Slimming down the code would mean to reduce features. The process here would be to identify the features and classify them by resource usage. This alone will take some doing and things don't get easy from there. On the other hand there is something that can be done underneath the current solution, thus improving the foundation and allowing for a faster turn around.
We would like to get a one time graph when clicking on performance data. The problem is that one user can slow our entire system down by looking at the performance graphs page. The users here don't care if they are real time graphs or not. I suggest giving people the capability to turn off this functionality and make it so it shows 1 graph and doesn't keep updating from the Db unless you click on a "refresh" button or have it refresh every 30 seconds instead.

Maybe let us customize it in one of the .cfg files.
mmestnik
Posts: 972
Joined: Mon Feb 15, 2010 2:23 pm

Re: Need help with high load

Post by mmestnik »

niebais wrote:We would like to get a one time graph when clicking on performance data. The problem is that one user can slow our entire system down by looking at the performance graphs page. The users here don't care if they are real time graphs or not.

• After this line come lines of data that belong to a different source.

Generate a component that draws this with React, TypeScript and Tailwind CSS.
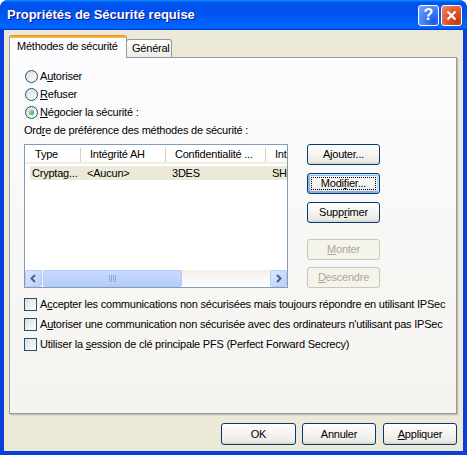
import React from 'react';

const btnBase =
  'relative flex items-center justify-center rounded-[3px] border border-[#003c74] bg-[linear-gradient(180deg,#fff,#ecebe6_86%,#d6d0c5)]';
const btnDisabled =
  'relative flex items-center justify-center rounded-[3px] border border-[#c9c7ba] bg-[#f5f4ea] text-[#aca899]';

const Button = ({
  children,
  size,
  disabled,
  focused,
}: {
  children: React.ReactNode;
  size: string;
  disabled?: boolean;
  focused?: boolean;
}) => (
  <div
    className={`${disabled ? btnDisabled : btnBase} ${size} ${
      focused
        ? 'shadow-[inset_-1px_1px_#cee7ff,inset_1px_2px_#98b8ea,inset_-2px_2px_#bcd4f6,inset_1px_-1px_#89ade4,inset_2px_-2px_#89ade4]'
        : ''
    }`}
  >
    {focused && <span className="absolute inset-[3px] border border-dotted border-black" />}
    <span>{children}</span>
  </div>
);

const Radio = ({ checked, children }: { checked?: boolean; children: React.ReactNode }) => (
  <div className="flex items-center h-[18px]">
    <span className="ml-px flex items-center justify-center w-[13px] h-[13px] rounded-full border border-[#1c5180] bg-[linear-gradient(135deg,#dcdcd7,#fff)]">
      {checked && (
        <span className="w-[5px] h-[5px] rounded-full bg-[radial-gradient(circle_at_35%_35%,#9be38f,#21a121)]" />
      )}
    </span>
    <span className="ml-[2px]">{children}</span>
  </div>
);

const Check = ({ children }: { children: React.ReactNode }) => (
  <div className="flex items-center h-[20px]">
    <span className="w-[13px] h-[13px] border border-[#1c5180] bg-[linear-gradient(135deg,#dcdcd7,#fff)]" />
    <span className="ml-[3px]">{children}</span>
  </div>
);

const Arrow = ({ dir }: { dir: 'l' | 'r' }) => (
  <div className="w-[17px] h-[17px] rounded-[2px] border border-[#b7caf5] bg-[linear-gradient(135deg,#dce7fe,#b9cffb)] flex items-center justify-center">
    <svg width="9" height="9" viewBox="0 0 9 9">
      <path
        d={dir === 'l' ? 'M6 1 L2.5 4.5 L6 8' : 'M3 1 L6.5 4.5 L3 8'}
        fill="none"
        stroke="#4d6185"
        strokeWidth="2"
      />
    </svg>
  </div>
);

const Separator = () => <div className="self-center w-px h-[14px] bg-[#d6d2c2]" />;

export default function App() {
  return (
    <div className="w-[467px] h-[455px] flex flex-col rounded-t-[8px] overflow-hidden bg-[#0a3fdc] font-['Liberation_Sans',Arial,sans-serif] text-[11px] tracking-[-0.22px] text-black">
      {/* title bar */}
      <div className="h-[30px] shrink-0 flex items-center pl-[7px] pr-[5px] bg-[linear-gradient(180deg,#0997ff,#0053ee_8%,#0050ee_40%,#06f_88%,#06f_93%,#005bff_95%,#003dd7_96%,#003dd7)]">
        <span className="flex-1 text-white font-bold text-[13px] tracking-normal [text-shadow:1px_1px_#0f1089]">
          Propriétés de Sécurité requise
        </span>
        <div className="w-[21px] h-[21px] rounded-[3px] border border-white bg-[radial-gradient(circle_at_80%_80%,#1f55e8,#4f85f7_60%,#7aa6fa)] flex items-center justify-center text-white font-bold text-[16px] tracking-normal">
          ?
        </div>
        <div className="ml-[2px] w-[21px] h-[21px] rounded-[3px] border border-white bg-[radial-gradient(circle_at_80%_80%,#c4380f,#e25b32_55%,#f08a6c)] flex items-center justify-center">
          <svg width="11" height="11" viewBox="0 0 11 11">
            <path d="M1.5 1.5 L9.5 9.5 M9.5 1.5 L1.5 9.5" stroke="#fff" strokeWidth="2.2" />
          </svg>
        </div>
      </div>

      {/* client area */}
      <div className="flex-1 mx-[4px] mb-[4px] bg-[#ece9d8] pt-[5px] pl-[5px] pr-[6px] flex flex-col">
        {/* tabs */}
        <div className="flex items-end h-[22px]">
          <div className="relative z-10 w-[118px] h-[23px] -mb-px flex flex-col rounded-t-[3px] overflow-hidden border-x border-[#919b9c] bg-[#fcfcfe]">
            <div className="h-[3px] shrink-0 bg-[linear-gradient(180deg,#e68b2c,#ffc73c)]" />
            <div className="flex-1 flex items-center pl-[7px] pb-[3px]">Méthodes de sécurité</div>
          </div>
          <div className="-ml-px w-[46px] h-[18px] flex items-center pl-[5px] rounded-t-[3px] border-x border-t border-[#919b9c] bg-[linear-gradient(180deg,#fff,#ecebe6)]">
            Général
          </div>
        </div>

        {/* tab panel */}
        <div className="h-[357px] flex flex-col pt-[9px] pl-[14px] border border-[#919b9c] bg-[linear-gradient(180deg,#fcfcfe,#f4f3ee)] shadow-[1px_1px_0_#c5c2b2,2px_2px_0_#dedbcc]">
          <Radio>
            A<u>u</u>toriser
          </Radio>
          <Radio>
            <u>R</u>efuser
          </Radio>
          <Radio checked>
            <u>N</u>égocier la sécurité :
          </Radio>

          <div className="mt-[2px] h-[14px] flex items-center">
            Ord<u>r</u>e de préférence des méthodes de sécurité :
          </div>

          <div className="mt-[7px] flex">
            {/* list view */}
            <div className="w-[264px] h-[144px] border border-[#7f9db9] bg-white flex flex-col overflow-hidden">
              <div className="h-[19px] shrink-0 flex bg-[linear-gradient(180deg,#fff_80%,#ebe9dc)]">
                <div className="w-[55px] flex items-center pl-[10px]">Type</div>
                <Separator />
                <div className="w-[84px] flex items-center pl-[9px]">Intégrité AH</div>
                <Separator />
                <div className="w-[99px] flex items-center pl-[9px]">Confidentialité ...</div>
                <Separator />
                <div className="flex-1 flex items-center pl-[9px]">Int</div>
              </div>
              <div className="mt-[2px] ml-[5px] h-[14px] flex bg-[#ece9d8] whitespace-nowrap">
                <div className="w-[50px] shrink-0 pl-[2px] flex items-center">Cryptag...</div>
                <div className="w-[85px] shrink-0 pl-[7px] flex items-center">&lt;Aucun&gt;</div>
                <div className="w-[100px] shrink-0 pl-[7px] flex items-center">3DES</div>
                <div className="shrink-0 pl-[7px] flex items-center">SH</div>
              </div>
              <div className="flex-1" />
              {/* horizontal scrollbar */}
              <div className="h-[17px] shrink-0 flex bg-[linear-gradient(180deg,#f3f1ec,#fefefb)]">
                <Arrow dir="l" />
                <div className="ml-px w-[139px] h-[17px] rounded-[2px] border border-[#b7caf5] bg-[linear-gradient(180deg,#cad9fd,#b6cdfb)] flex items-center justify-center">
                  <div className="flex gap-px h-[7px]">
                    <span className="w-px bg-[#8aa8ed]" />
                    <span className="w-px bg-[#8aa8ed]" />
                    <span className="w-px bg-[#8aa8ed]" />
                    <span className="w-px bg-[#8aa8ed]" />
                  </div>
                </div>
                <div className="flex-1" />
                <Arrow dir="r" />
              </div>
            </div>

            {/* side buttons */}
            <div className="ml-[19px] flex flex-col">
              <Button size="w-[73px] h-[21px]">
                A<u>j</u>outer...
              </Button>
              <div className="mt-[8px]">
                <Button size="w-[73px] h-[21px]" focused>
                  Modi<u>f</u>ier...
                </Button>
              </div>
              <div className="mt-[8px]">
                <Button size="w-[73px] h-[21px]">
                  Supp<u>r</u>imer
                </Button>
              </div>
              <div className="mt-[16px]">
                <Button size="w-[73px] h-[21px]" disabled>
                  <u>M</u>onter
                </Button>
              </div>
              <div className="mt-[7px]">
                <Button size="w-[73px] h-[21px]" disabled>
                  <u>D</u>escendre
                </Button>
              </div>
            </div>
          </div>

          <div className="mt-[6px] flex flex-col">
            <Check>
              A<u>c</u>cepter les communications non sécurisées mais toujours répondre en utilisant IPSec
            </Check>
            <Check>
              A<u>u</u>toriser une communication non sécurisée avec des ordinateurs n'utilisant pas IPSec
            </Check>
            <Check>
              Utiliser la <u>s</u>ession de clé principale PFS (Perfect Forward Secrecy)
            </Check>
          </div>
        </div>

        {/* dialog buttons */}
        <div className="mt-[9px] flex justify-end gap-[6px]">
          <Button size="w-[75px] h-[22px]">OK</Button>
          <Button size="w-[74px] h-[22px]">Annuler</Button>
          <div className="ml-px">
            <Button size="w-[74px] h-[22px]">
              <u>A</u>ppliquer
            </Button>
          </div>
        </div>
      </div>
    </div>
  );
}
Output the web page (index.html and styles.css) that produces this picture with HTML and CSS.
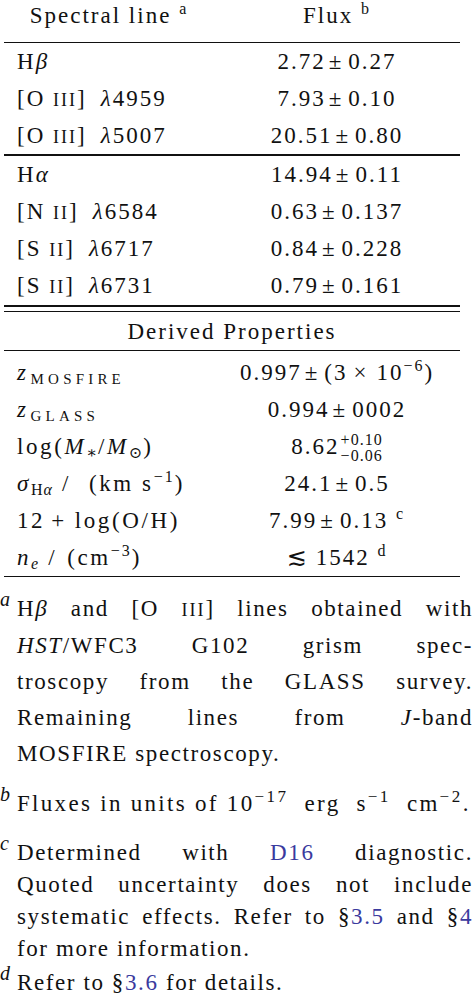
FILE: index.html
```html
<!DOCTYPE html>
<html lang="en">
<head>
<meta charset="utf-8">
<title>Spectral lines</title>
<link rel="stylesheet" href="styles.css">
</head>
<body>
<div class="tbl">
  <div class="row head">
    <div class="l">Spectral line <span class="su">a</span></div>
    <div class="r">Flux <span class="su">b</span></div>
  </div>
  <div class="group g1">
    <div class="row"><div class="l">H<i>β</i></div><div class="r">2.72<span class="pm">±</span>0.27</div></div>
    <div class="row"><div class="l">[O <span class="sc">III</span>]<span class="lam"><i>λ</i>4959</span></div><div class="r">7.93<span class="pm">±</span>0.10</div></div>
    <div class="row"><div class="l">[O <span class="sc">III</span>]<span class="lam"><i>λ</i>5007</span></div><div class="r">20.51<span class="pm">±</span>0.80</div></div>
  </div>
  <div class="group g2">
    <div class="row"><div class="l">H<i>α</i></div><div class="r">14.94<span class="pm">±</span>0.11</div></div>
    <div class="row"><div class="l">[N <span class="sc">II</span>]<span class="lam"><i>λ</i>6584</span></div><div class="r">0.63<span class="pm">±</span>0.137</div></div>
    <div class="row"><div class="l">[S <span class="sc">II</span>]<span class="lam"><i>λ</i>6717</span></div><div class="r">0.84<span class="pm">±</span>0.228</div></div>
    <div class="row"><div class="l">[S <span class="sc">II</span>]<span class="lam"><i>λ</i>6731</span></div><div class="r">0.79<span class="pm">±</span>0.161</div></div>
  </div>
  <div class="dbl"></div>
  <div class="dp">Derived Properties</div>
  <div class="group g3">
    <div class="row"><div class="l"><i>z</i><span class="sb caps">MOSFIRE</span></div><div class="r">0.997<span class="pm">±</span>(3<span class="op">×</span>10<span class="su">−6</span>)</div></div>
    <div class="row"><div class="l"><i>z</i><span class="sb caps">GLASS</span></div><div class="r">0.994<span class="pm">±</span>0002</div></div>
    <div class="row"><div class="l">log(<i>M</i><span class="sb">∗</span>/<i>M</i><span class="sb">⊙</span>)</div><div class="r">8.62<span class="stack"><span>+0.10</span><span>−0.06</span></span></div></div>
    <div class="row"><div class="l"><i>σ</i><span class="sb">H<i>α</i></span><span class="sl wide">/</span>(km s<span class="su">−1</span>)</div><div class="r">24.1<span class="pm">±</span>0.5</div></div>
    <div class="row"><div class="l">12<span class="op">+</span>log(O/H)</div><div class="r">7.99<span class="pm">±</span>0.13 <span class="su">c</span></div></div>
    <div class="row"><div class="l"><i>n</i><span class="sb"><i>e</i></span><span class="sl">/</span>(cm<span class="su">−3</span>)</div><div class="r"><span class="lsim">≲</span>1542 <span class="su">d</span></div></div>
  </div>
</div>

<div class="notes">
  <div class="note na">
    <div class="ln j"><span class="mk">a</span>H<i>β</i> and [O <span class="sc">III</span>] lines obtained with</div>
    <div class="ln j"><i>HST</i>/WFC3 G102 grism spec-</div>
    <div class="ln j">troscopy from the GLASS survey.</div>
    <div class="ln j">Remaining lines from <i>J</i>-band</div>
    <div class="ln">MOSFIRE spectroscopy.</div>
  </div>
  <div class="note nb">
    <div class="ln"><span class="mk">b</span>Fluxes in units of <span class="math">10<span class="su">−17</span> erg s<span class="su">−1</span> cm<span class="su">−2</span></span>.</div>
  </div>
  <div class="note nc">
    <div class="ln j"><span class="mk">c</span>Determined with <span class="lk">D16</span> diagnostic.</div>
    <div class="ln j">Quoted uncertainty does not include</div>
    <div class="ln j">systematic effects. Refer to §<span class="lk">3.5</span> and §<span class="lk">4</span></div>
    <div class="ln">for more information.</div>
  </div>
  <div class="note nd">
    <div class="ln"><span class="mk">d</span>Refer to §<span class="lk">3.6</span> for details.</div>
  </div>
</div>
</body>
</html>
```
FILE: styles.css
```css
html, body {
  margin: 0;
  padding: 0;
  background: #ffffff;
}
body {
  color: #111111;
  font-family: "Liberation Serif", "DejaVu Serif", serif;
  font-size: 23px;
  letter-spacing: 2px;
}
i {
  font-style: italic;
}
.tbl {
  margin-left: 4px;
  width: 456px;
}
.row {
  display: grid;
  grid-template-columns: 210px 246px;
  height: 37px;
  line-height: 37px;
  white-space: nowrap;
}
.row .l {
  padding-left: 13px;
}
.row .r {
  text-align: center;
}
.head {
  height: 42px;
  line-height: 32px;
}
.head .l {
  padding-left: 0;
  text-align: center;
}
.g1 {
  border-top: 1px solid #111111;
}
.g2 {
  border-top: 2px solid #111111;
  padding-bottom: 1px;
}
.dbl {
  border-top: 2px solid #111111;
  border-bottom: 1px solid #111111;
  height: 4px;
}
.dp {
  box-sizing: border-box;
  height: 38px;
  padding-top: 2px;
  line-height: 36px;
  text-align: center;
}
.g3 {
  border-top: 1px solid #111111;
  border-bottom: 1px solid #111111;
  padding-top: 3px;
}
.g3 .l {
  letter-spacing: 2.6px;
}
.su {
  font-size: 16px;
  letter-spacing: 2px;
  line-height: 0;
  vertical-align: 9px;
}
.sb {
  font-size: 16px;
  letter-spacing: 1px;
  line-height: 0;
  vertical-align: -4px;
}
.g3 .l .sb.caps {
  font-size: 15px;
  letter-spacing: 4.2px;
  margin-left: 2px;
}
.sc {
  font-size: 18px;
  letter-spacing: 2px;
}
.lam {
  margin-left: 14px;
}
.pm {
  margin: 0 5px 0 3px;
}
.op {
  margin: 0 8px 0 6px;
}
.sl {
  margin: 0 10px 0 9px;
}
.sl.wide {
  margin: 0 18px 0 9px;
}
.lsim {
  font-family: "DejaVu Sans", sans-serif;
  font-size: 24px;
  margin-right: 7px;
}
.stack {
  display: inline-flex;
  flex-direction: column;
  font-size: 16px;
  letter-spacing: 1px;
  line-height: 16px;
  vertical-align: 9px;
  margin-left: 1px;
  text-align: left;
}
.notes {
  margin-top: 14px;
  width: 456px;
  padding-left: 17px;
}
.ln {
  white-space: nowrap;
  letter-spacing: 1.6px;
}
.ln.j {
  text-align: justify;
  text-align-last: justify;
}
.nb .ln {
  letter-spacing: 2.3px;
}
.math {
  word-spacing: 8px;
}
.math .su {
  font-size: 17px;
  letter-spacing: 2.5px;
}
.na .ln,
.nb .ln {
  line-height: 36px;
}
.nb {
  margin-top: 14px;
}
.nc {
  margin-top: 15px;
}
.nc .ln,
.nd .ln {
  line-height: 32px;
}
.nd {
  margin-top: 2px;
}
.mk {
  display: inline-block;
  width: 17px;
  margin-left: -17px;
  font-style: italic;
  font-size: 20px;
  letter-spacing: 0;
  line-height: 0;
  vertical-align: 10px;
}
.lk {
  color: #3a3a9e;
}
```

I suggest giving people the capability to turn off this functionality and make it so it shows 1 graph and doesn't keep updating from the Db unless you click on a "refresh" button or have it refresh every 30 seconds instead.

Maybe let us customize it in one of the .cfg files.
I could put this in as a feature request, however I think this is fixed in 1.2. We will also look at this in future releases, don't misunderstand us this is a big to do item.
User avatar
niebais
Posts: 349
Joined: Tue Apr 13, 2010 2:15 pm

Re: Need help with high load

Post by niebais »

I just upgraded to version 1.2 just to make sure I was all up to date. I appreciate all that's been done so far. I realize troubleshooting load average problems can be somewhat difficult to troubleshoot.